**Directions**
Would it be possible to write out each entry below exactly, without the pictures?

**Exercise materials**

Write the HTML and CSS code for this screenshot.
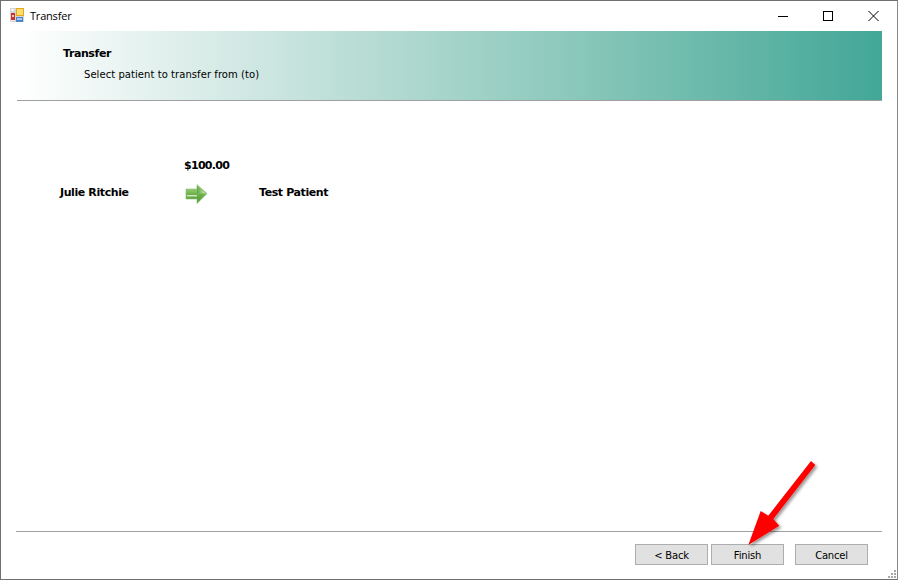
FILE: index.html
```html
<!DOCTYPE html>
<html lang="en">
<head>
<meta charset="utf-8">
<title>Transfer</title>
<link rel="stylesheet" href="styles.css">
</head>
<body>
<div class="window">
  <div class="titlebar">
    <svg class="app-icon" width="14" height="14" viewBox="0 0 14 14">
      <rect x="0" y="0" width="14" height="14" fill="#d4d4d4"/>
      <rect x="1" y="1" width="3" height="2" fill="#f4f4f4"/>
      <rect x="1" y="10" width="3" height="3" fill="#f4f4f4"/>
      <rect x="1" y="5" width="4" height="7" fill="#c8322a"/>
      <rect x="2" y="7" width="2" height="2" fill="#f2c9b8"/>
      <rect x="6" y="0" width="8" height="8" fill="#e8a818"/>
      <rect x="7" y="1" width="6" height="6" fill="#fbdc72"/>
      <rect x="6" y="9" width="7" height="5" fill="#4f83cc"/>
      <rect x="7" y="10" width="5" height="2" fill="#a9c8ee"/>
    </svg>
    <span class="title">Transfer</span>
    <div class="controls">
      <svg width="12" height="12" viewBox="0 0 12 12"><path d="M1 6.5h10" stroke="#000" fill="none"/></svg>
      <svg width="12" height="12" viewBox="0 0 12 12"><rect x="1.5" y="1.5" width="9" height="9" stroke="#000" fill="none"/></svg>
      <svg width="12" height="12" viewBox="0 0 12 12"><path d="M1.5 1l10 10M11.5 1l-10 10" stroke="#000" fill="none"/></svg>
    </div>
  </div>
  <div class="banner">
    <div class="banner-title">Transfer</div>
    <div class="banner-sub">Select patient to transfer from (to)</div>
  </div>
  <main class="content">
    <div class="transfer">
      <span></span>
      <span class="amount">$100.00</span>
      <span></span>
      <span class="name from">Julie Ritchie</span>
      <svg class="arrow" width="23" height="20" viewBox="0 0 23 20">
        <defs>
          <linearGradient id="ag" x1="0" y1="0" x2="0" y2="1">
            <stop offset="0" stop-color="#b5dc98"/>
            <stop offset="0.5" stop-color="#6fb24d"/>
            <stop offset="1" stop-color="#4f9638"/>
          </linearGradient>
          <linearGradient id="ah" x1="0" y1="0" x2="1" y2="0">
            <stop offset="0" stop-color="#5fa83f"/>
            <stop offset="1" stop-color="#cfe8bd"/>
          </linearGradient>
        </defs>
        <path d="M1 5h11V0.5L22 9.5 12 19.5V15H1z" fill="url(#ag)" stroke="#8dbf72" stroke-width="0.6"/>
        <path d="M12 1.5L21 9.5H12z" fill="url(#ah)"/>
        <rect x="2" y="11" width="10" height="1.5" fill="#cbe8b6"/>
      </svg>
      <span class="name">Test Patient</span>
    </div>
  </main>
  <footer class="footer">
    <button class="btn">&lt; Back</button>
    <button class="btn">Finish</button>
    <button class="btn cancel">Cancel</button>
    <svg class="grip" width="10" height="10" viewBox="0 0 10 10" fill="#a8a8a8">
      <rect x="7" y="1" width="2" height="2"/><rect x="4" y="4" width="2" height="2"/><rect x="7" y="4" width="2" height="2"/>
      <rect x="1" y="7" width="2" height="2"/><rect x="4" y="7" width="2" height="2"/><rect x="7" y="7" width="2" height="2"/>
    </svg>
  </footer>
  <svg class="callout" width="80" height="95" viewBox="0 0 80 95">
    <defs>
      <filter id="sh" x="-20%" y="-20%" width="150%" height="150%">
        <feDropShadow dx="2" dy="2" stdDeviation="1.5" flood-color="#000" flood-opacity="0.4"/>
      </filter>
    </defs>
    <path d="M65 2L69.3 6 27.3 60 33.3 66.7 2.3 86 14.7 52 22.3 56.7z" fill="#ff0000" filter="url(#sh)"/>
  </svg>
</div>
</body>
</html>
```
FILE: styles.css
```css
* { box-sizing: border-box; }
html, body { margin: 0; padding: 0; }
body { width: 898px; height: 580px; overflow: hidden; background: #fff; }
.window {
  position: relative;
  width: 898px;
  height: 580px;
  display: flex;
  flex-direction: column;
  background: #fff;
  border: 1px solid #6f6f6f;
  border-right-color: #8a8a8a;
  font-family: "DejaVu Sans", sans-serif;
  color: #000;
}
.titlebar {
  height: 30px;
  flex: none;
  display: flex;
  align-items: center;
  padding-left: 9px;
}
.app-icon { flex: none; margin-top: -2px; }
.title { margin: -2px 0 0 6px; font: 11px "Open Sans", "Noto Sans", sans-serif; letter-spacing: -0.2px; }
.controls {
  margin-left: auto;
  display: flex;
  gap: 33px;
  padding-right: 18px;
  align-items: center;
}
.banner {
  flex: none;
  margin: 0 15px 0 16px;
  height: 70px;
  padding: 16px 0 0 46px;
  background: linear-gradient(90deg, #fff 0%, #c5e2dc 33%, #8fcabd 62%, #42a797 100%);
  border-bottom: 1px solid #a0a0a0;
}
.banner-title { font: bold 11px/13px "DejaVu Sans", sans-serif; letter-spacing: -0.4px; }
.banner-sub { font: 10px/13px "DejaVu Sans", sans-serif; letter-spacing: 0.06px; margin: 8px 0 0 21px; }
.content { flex: 1; padding: 56px 0 0 58px; }
.transfer {
  display: grid;
  grid-template-columns: 125px 75px auto;
  grid-template-rows: 16px 38px;
  justify-content: start;
  align-items: center;
  font: bold 11px/13px "DejaVu Sans", sans-serif;
  letter-spacing: -0.4px;
}
.amount { letter-spacing: -0.7px; }
.from { margin-left: 1px; }
.arrow { margin-left: 1px; margin-top: 3px; }
.footer {
  position: relative;
  flex: none;
  height: 48px;
  margin: 0 15px 0 15px;
  border-top: 1px solid #a0a0a0;
  display: flex;
  align-items: flex-start;
  padding: 12px 14px 0 0;
  justify-content: flex-end;
  gap: 3px;
}
.btn {
  width: 73px;
  height: 21px;
  padding: 1px 0 0;
  background: #e1e1e1;
  border: 1px solid #adadad;
  font: 10px "DejaVu Sans", sans-serif;
  letter-spacing: -0.2px;
  color: #000;
}
.cancel { margin-left: 8px; }
.grip { position: absolute; right: -15px; bottom: 0; }
.callout { position: absolute; left: 745px; top: 458px; pointer-events: none; }
```
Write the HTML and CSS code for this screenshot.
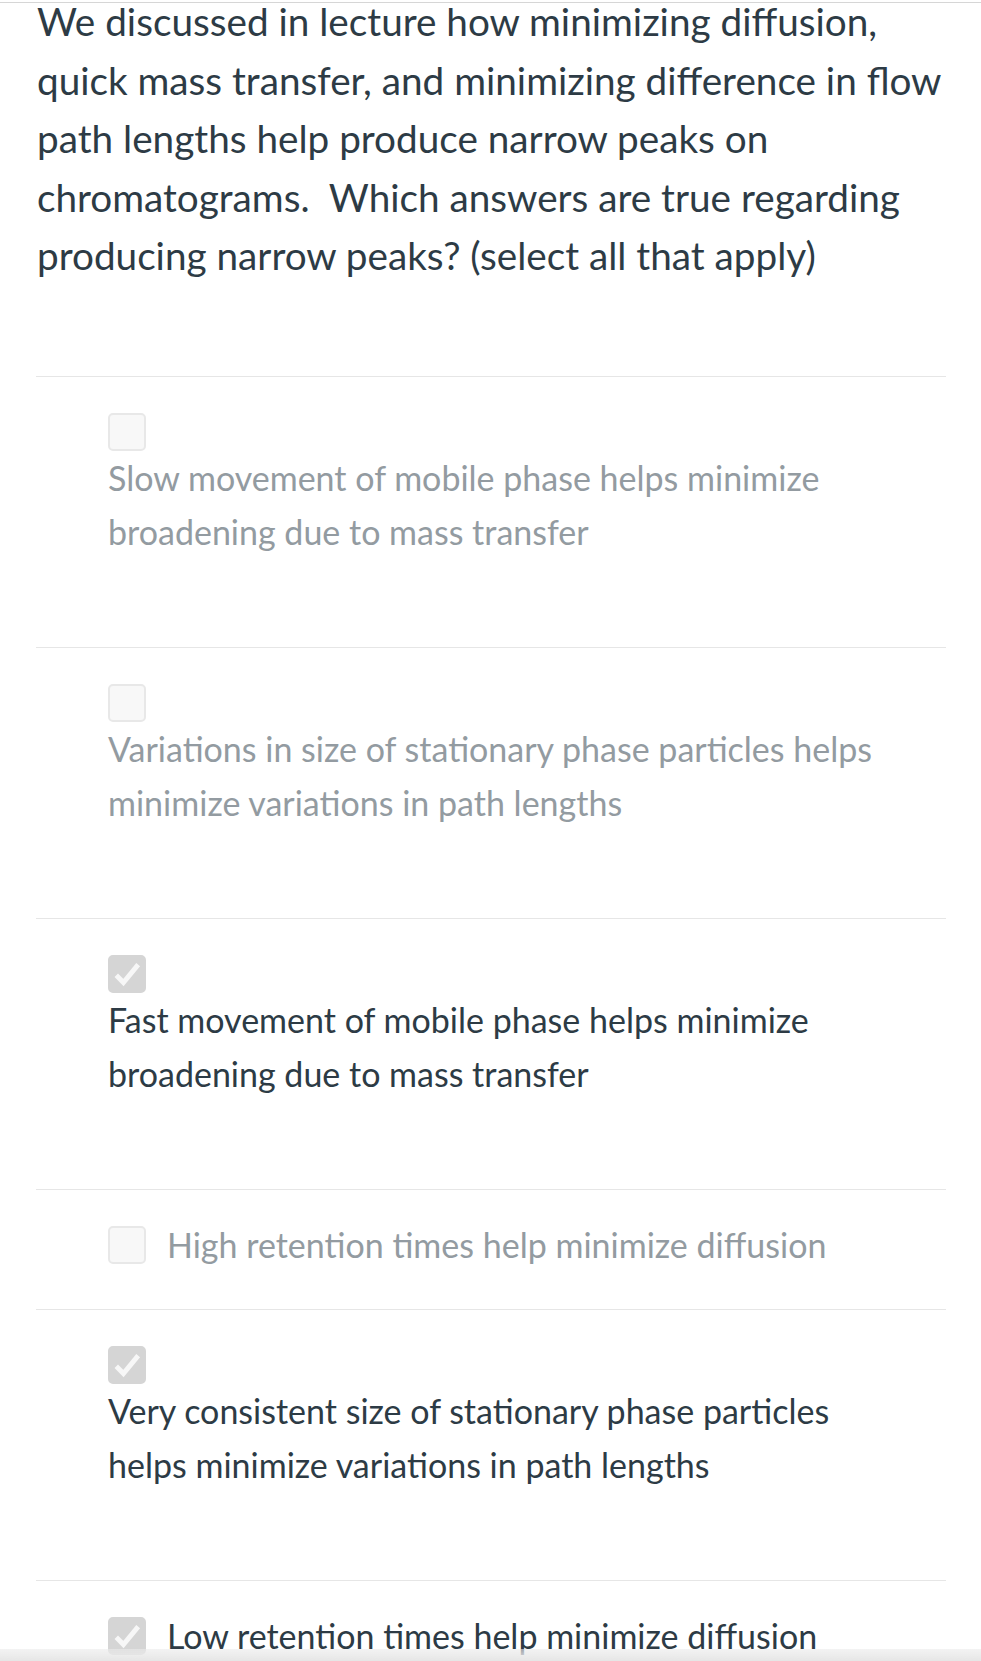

**Task answer**
Write the HTML and CSS code for this screenshot.
FILE: index.html
```html
<!DOCTYPE html>
<html lang="en">
<head>
<meta charset="utf-8">
<title>Transfer</title>
<link rel="stylesheet" href="styles.css">
</head>
<body>
<div class="window">
  <div class="titlebar">
    <svg class="app-icon" width="14" height="14" viewBox="0 0 14 14">
      <rect x="0" y="0" width="14" height="14" fill="#d4d4d4"/>
      <rect x="1" y="1" width="3" height="2" fill="#f4f4f4"/>
      <rect x="1" y="10" width="3" height="3" fill="#f4f4f4"/>
      <rect x="1" y="5" width="4" height="7" fill="#c8322a"/>
      <rect x="2" y="7" width="2" height="2" fill="#f2c9b8"/>
      <rect x="6" y="0" width="8" height="8" fill="#e8a818"/>
      <rect x="7" y="1" width="6" height="6" fill="#fbdc72"/>
      <rect x="6" y="9" width="7" height="5" fill="#4f83cc"/>
      <rect x="7" y="10" width="5" height="2" fill="#a9c8ee"/>
    </svg>
    <span class="title">Transfer</span>
    <div class="controls">
      <svg width="12" height="12" viewBox="0 0 12 12"><path d="M1 6.5h10" stroke="#000" fill="none"/></svg>
      <svg width="12" height="12" viewBox="0 0 12 12"><rect x="1.5" y="1.5" width="9" height="9" stroke="#000" fill="none"/></svg>
      <svg width="12" height="12" viewBox="0 0 12 12"><path d="M1.5 1l10 10M11.5 1l-10 10" stroke="#000" fill="none"/></svg>
    </div>
  </div>
  <div class="banner">
    <div class="banner-title">Transfer</div>
    <div class="banner-sub">Select patient to transfer from (to)</div>
  </div>
  <main class="content">
    <div class="transfer">
      <span></span>
      <span class="amount">$100.00</span>
      <span></span>
      <span class="name from">Julie Ritchie</span>
      <svg class="arrow" width="23" height="20" viewBox="0 0 23 20">
        <defs>
          <linearGradient id="ag" x1="0" y1="0" x2="0" y2="1">
            <stop offset="0" stop-color="#b5dc98"/>
            <stop offset="0.5" stop-color="#6fb24d"/>
            <stop offset="1" stop-color="#4f9638"/>
          </linearGradient>
          <linearGradient id="ah" x1="0" y1="0" x2="1" y2="0">
            <stop offset="0" stop-color="#5fa83f"/>
            <stop offset="1" stop-color="#cfe8bd"/>
          </linearGradient>
        </defs>
        <path d="M1 5h11V0.5L22 9.5 12 19.5V15H1z" fill="url(#ag)" stroke="#8dbf72" stroke-width="0.6"/>
        <path d="M12 1.5L21 9.5H12z" fill="url(#ah)"/>
        <rect x="2" y="11" width="10" height="1.5" fill="#cbe8b6"/>
      </svg>
      <span class="name">Test Patient</span>
    </div>
  </main>
  <footer class="footer">
    <button class="btn">&lt; Back</button>
    <button class="btn">Finish</button>
    <button class="btn cancel">Cancel</button>
    <svg class="grip" width="10" height="10" viewBox="0 0 10 10" fill="#a8a8a8">
      <rect x="7" y="1" width="2" height="2"/><rect x="4" y="4" width="2" height="2"/><rect x="7" y="4" width="2" height="2"/>
      <rect x="1" y="7" width="2" height="2"/><rect x="4" y="7" width="2" height="2"/><rect x="7" y="7" width="2" height="2"/>
    </svg>
  </footer>
  <svg class="callout" width="80" height="95" viewBox="0 0 80 95">
    <defs>
      <filter id="sh" x="-20%" y="-20%" width="150%" height="150%">
        <feDropShadow dx="2" dy="2" stdDeviation="1.5" flood-color="#000" flood-opacity="0.4"/>
      </filter>
    </defs>
    <path d="M65 2L69.3 6 27.3 60 33.3 66.7 2.3 86 14.7 52 22.3 56.7z" fill="#ff0000" filter="url(#sh)"/>
  </svg>
</div>
</body>
</html>
```
FILE: styles.css
```css
* { box-sizing: border-box; }
html, body { margin: 0; padding: 0; }
body { width: 898px; height: 580px; overflow: hidden; background: #fff; }
.window {
  position: relative;
  width: 898px;
  height: 580px;
  display: flex;
  flex-direction: column;
  background: #fff;
  border: 1px solid #6f6f6f;
  border-right-color: #8a8a8a;
  font-family: "DejaVu Sans", sans-serif;
  color: #000;
}
.titlebar {
  height: 30px;
  flex: none;
  display: flex;
  align-items: center;
  padding-left: 9px;
}
.app-icon { flex: none; margin-top: -2px; }
.title { margin: -2px 0 0 6px; font: 11px "Open Sans", "Noto Sans", sans-serif; letter-spacing: -0.2px; }
.controls {
  margin-left: auto;
  display: flex;
  gap: 33px;
  padding-right: 18px;
  align-items: center;
}
.banner {
  flex: none;
  margin: 0 15px 0 16px;
  height: 70px;
  padding: 16px 0 0 46px;
  background: linear-gradient(90deg, #fff 0%, #c5e2dc 33%, #8fcabd 62%, #42a797 100%);
  border-bottom: 1px solid #a0a0a0;
}
.banner-title { font: bold 11px/13px "DejaVu Sans", sans-serif; letter-spacing: -0.4px; }
.banner-sub { font: 10px/13px "DejaVu Sans", sans-serif; letter-spacing: 0.06px; margin: 8px 0 0 21px; }
.content { flex: 1; padding: 56px 0 0 58px; }
.transfer {
  display: grid;
  grid-template-columns: 125px 75px auto;
  grid-template-rows: 16px 38px;
  justify-content: start;
  align-items: center;
  font: bold 11px/13px "DejaVu Sans", sans-serif;
  letter-spacing: -0.4px;
}
.amount { letter-spacing: -0.7px; }
.from { margin-left: 1px; }
.arrow { margin-left: 1px; margin-top: 3px; }
.footer {
  position: relative;
  flex: none;
  height: 48px;
  margin: 0 15px 0 15px;
  border-top: 1px solid #a0a0a0;
  display: flex;
  align-items: flex-start;
  padding: 12px 14px 0 0;
  justify-content: flex-end;
  gap: 3px;
}
.btn {
  width: 73px;
  height: 21px;
  padding: 1px 0 0;
  background: #e1e1e1;
  border: 1px solid #adadad;
  font: 10px "DejaVu Sans", sans-serif;
  letter-spacing: -0.2px;
  color: #000;
}
.cancel { margin-left: 8px; }
.grip { position: absolute; right: -15px; bottom: 0; }
.callout { position: absolute; left: 745px; top: 458px; pointer-events: none; }
```
Write the HTML and CSS code for this screenshot.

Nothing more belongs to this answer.